Something happened this week to remind me of why, as a young teen, I hated the typical television sitcom.  I could never say “I Love Lucy.”  And here’s why.

I was listening to the replay of a 1950’s radio program “The Life of Riley.”  William Bendix’ character, the husband and father of the Riley household and namesake of the program, was a bumbling, stumbling embarrassment to the males in the audience, always jumping to conclusions and misunderstanding what the normal people around him were up to.  He needed a good whupping, I always thought.  As a nine-year-old as well as today, I find that hard to listen to.

In the early 1950s, we had no television.  To watch anything, we had to walk down the country road either to my grandmother’s or to Uncle Cecil’s.  Now, Granny would watch whatever you wished–she was just glad to have the company–but at my uncle’s, you sat there and watched whatever they chose.  And the one program they loved above all others was “I Love Lucy.”  They even named their youngest child after the baby in the show.

The plot was almost always based on a misunderstanding or deceit, something Lucy was keeping from her husband Rick.  She might take a job to earn money to buy Rick an anniversary present, but for some unknown reason did not want him to know about it.  Then, he phones to say he’s bringing the boss home for dinner tonight.  The problem is she’s on her way out the door headed to her afternoon job.  But does she tell her husband?   No.  Doing so would be the normal thing, of course, but there would be no program.  The deceit may have formed the basis of the plot, but it also made the story contrived and unreal.

“Normal people do not act this way,” I would mutter to no one but myself, and would often leave the house and walk home.
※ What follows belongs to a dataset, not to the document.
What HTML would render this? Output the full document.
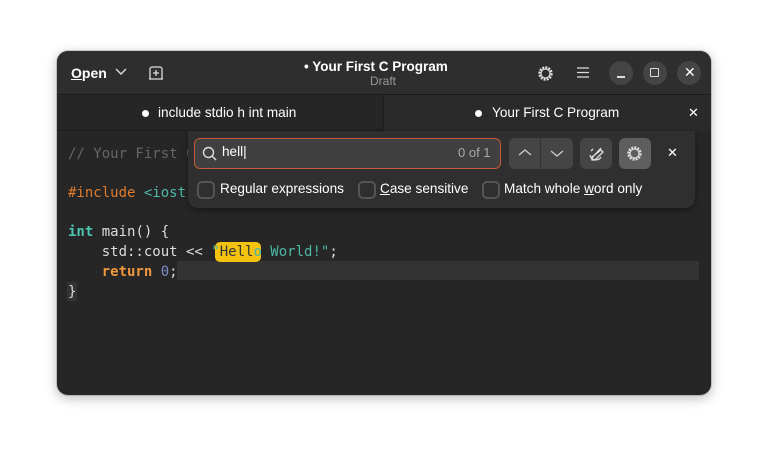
<!DOCTYPE html>
<html><head><style>
*{box-sizing:border-box;margin:0;padding:0}
body{width:768px;height:458px;background:#fff;position:relative;overflow:hidden;font-family:"Liberation Sans","DejaVu Sans",sans-serif;color:#fff}
.win{position:absolute;left:57px;top:51px;width:654px;height:344px;background:#262626;border-radius:11px;overflow:hidden;box-shadow:0 3px 12px rgba(0,0,0,.28),0 0 0 1px rgba(0,0,0,.15)}
.hdr{position:absolute;left:0;top:0;width:654px;height:44px;background:#2e2e2e;border-bottom:1px solid #1c1c1c}
.tabs{position:absolute;left:0;top:44px;width:654px;height:36px;background:#262626;border-bottom:1px solid #1c1c1c}
.t{position:absolute;font-size:13.6px;white-space:nowrap}
.code{position:absolute;font-family:"DejaVu Sans Mono",monospace;font-size:14px;white-space:pre;color:#ddd}
.btn{position:absolute;border-radius:50%;background:#444;width:24px;height:24px}
.pop{position:absolute;left:131px;top:80px;width:507px;height:77px;background:#2f2f2f;border-radius:0 0 10px 10px;box-shadow:0 2px 6px rgba(0,0,0,.4)}
.cb{position:absolute;width:18px;height:18px;border:2px solid #555;border-radius:5px;top:50px}
.sq{position:absolute;top:7px;height:31px;background:#454545;border-radius:6px}
</style></head><body>
<div class="win">
 <div class="hdr">
  <div class="t" style="left:14px;top:14px;font-weight:bold;font-size:14px"><u>O</u>pen</div>
  <svg style="position:absolute;left:58px;top:17px" width="12" height="8"><path d="M1 1l5 5 5-5" stroke="#ddd" stroke-width="1.4" fill="none"/></svg>
  <svg style="position:absolute;left:92px;top:15px" width="14" height="14"><path d="M1 13V3a2 2 0 0 1 2-2h8a2 2 0 0 1 2 2v10M7 4v6M4 7h6M0 13h14" stroke="#ddd" stroke-width="1.3" fill="none"/></svg>
  <div class="t" style="left:247px;top:8px;font-weight:bold;font-size:13.5px">• Your First C Program</div>
  <div class="t" style="left:313px;top:23px;font-size:12px;color:#999">Draft</div>
  <svg style="position:absolute;left:480px;top:14px" width="17" height="17"><circle cx="8.5" cy="8.5" r="6" stroke="#ddd" stroke-width="2.4" fill="none" stroke-dasharray="2 1.1"/><circle cx="8.5" cy="8.5" r="4.5" stroke="#ddd" stroke-width="1.2" fill="none"/></svg>
  <svg style="position:absolute;left:520px;top:16px" width="12" height="11"><path d="M0 1h12M0 5.5h12M0 10h12" stroke="#ddd" stroke-width="1.3"/></svg>
  <div class="btn" style="left:552px;top:10px"></div><div style="position:absolute;left:560px;top:25px;width:8px;height:1.5px;background:#ddd"></div>
  <div class="btn" style="left:586px;top:10px"></div><div style="position:absolute;left:593px;top:17px;width:9px;height:9px;border:1.5px solid #ddd;border-radius:1px"></div>
  <div class="btn" style="left:620px;top:10px"></div><div class="t" style="left:627px;top:13px;font-size:14px">✕</div>
 </div>
 <div class="tabs">
  <div style="position:absolute;left:326px;top:0;width:1px;height:36px;background:#1c1c1c"></div>
  <div style="position:absolute;left:327px;top:0;width:327px;height:36px;background:#2a2a2a"></div>
  <div style="position:absolute;left:85px;top:15px;width:7px;height:7px;border-radius:50%;background:#fff"></div>
  <div class="t" style="left:101px;top:10px">include stdio h int main</div>
  <div style="position:absolute;left:418px;top:15px;width:7px;height:7px;border-radius:50%;background:#fff"></div>
  <div class="t" style="left:435px;top:10px">Your First C Program</div>
  <div class="t" style="left:631px;top:10px;font-size:13px">✕</div>
 </div>
 <div class="code" style="left:11px;top:95px;color:#666">// Your First C</div>
 <div class="code" style="left:11px;top:134px;color:#e07b2c">#include <span style="color:#4cb8a6">&lt;iost</span></div>
 <div style="position:absolute;left:120px;top:210px;width:522px;height:19px;background:#333"></div>
 <div class="code" style="left:11px;top:173px"><span style="color:#4cc5b0;font-weight:bold">int</span> main() {</div>
 <div style="position:absolute;left:158px;top:191px;width:46px;height:20px;background:#f3c30f;border-radius:5px"></div>
 <div class="code" style="left:11px;top:193px">    std::cout &lt;&lt; <span style="color:#4cb8a6">"<span style="color:#333">Hell</span>o World!"</span>;</div>
 <div class="code" style="left:11px;top:213px">    <span style="color:#f0963c;font-weight:bold">return</span> <span style="color:#7c8fc8">0</span>;</div>
 <div style="position:absolute;left:10px;top:231px;width:10px;height:19px;background:#333"></div>
 <div class="code" style="left:11px;top:233px;">}</div>
 <div class="pop">
  <div style="position:absolute;left:6px;top:7px;width:307px;height:31px;background:#404040;border:1.5px solid #c45a34;border-radius:6px"></div>
  <svg style="position:absolute;left:14px;top:15px" width="16" height="16"><circle cx="6.5" cy="6.5" r="5" stroke="#ddd" stroke-width="1.4" fill="none"/><path d="M10 10l4 4" stroke="#ddd" stroke-width="1.4"/></svg>
  <div class="t" style="left:34px;top:13px">hell<span style="font-weight:normal">|</span></div>
  <div class="t" style="left:270px;top:14px;font-size:13px;color:#aaa">0 of 1</div>
  <div class="sq" style="left:321px;width:64px"></div><div style="position:absolute;left:352px;top:7px;width:1px;height:31px;background:#333"></div>
  <svg style="position:absolute;left:329px;top:17px" width="48" height="10"><path d="M2 7l6-5 6 5M34 3l6 5 6-5" stroke="#ccc" stroke-width="1.3" fill="none"/></svg>
  <div class="sq" style="left:392px;width:32px"></div>
  <svg style="position:absolute;left:400px;top:14px" width="17" height="17"><path d="M3 14L13 3M5 4l-2 2M2 10a6 6 0 0 0 11 2M13 5l2 2-8 8H4v-3z" stroke="#ddd" stroke-width="1.3" fill="none"/></svg>
  <div class="sq" style="left:431px;width:32px;background:#5e5e5e"></div>
  <svg style="position:absolute;left:438px;top:14px" width="17" height="17"><circle cx="8.5" cy="8.5" r="6" stroke="#ddd" stroke-width="2.4" fill="none" stroke-dasharray="2 1.1"/><circle cx="8.5" cy="8.5" r="4.5" stroke="#ddd" stroke-width="1.2" fill="none"/></svg>
  <div class="t" style="left:479px;top:14px;font-size:13px">✕</div>
  <div class="cb" style="left:9px"></div><div class="t" style="left:32px;top:50px">Re<u>g</u>ular expressions</div>
  <div class="cb" style="left:170px"></div><div class="t" style="left:192px;top:50px"><u>C</u>ase sensitive</div>
  <div class="cb" style="left:294px"></div><div class="t" style="left:316px;top:50px">Match whole <u>w</u>ord only</div>
 </div>
</div>
</body></html>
The few times I made myself sit there and watch a complete “I Love Lucy,” I recall feeling actual pain.  It was terrible. Why do people watch this stuff, I wondered.

“Why doesn’t she just tell her husband she is taking a part-time job?” I would say.  And someone in the  darkened room would answer, although in a nice tone, “Shut up and watch the program.”

Tell the truth.

Some of my longtime friends would say to you, “Joe has just told you a great deal about himself.”

I hate subterfuge.  Deceit.  Hiding things from those you love, people you should trust.  I hate dishonesty.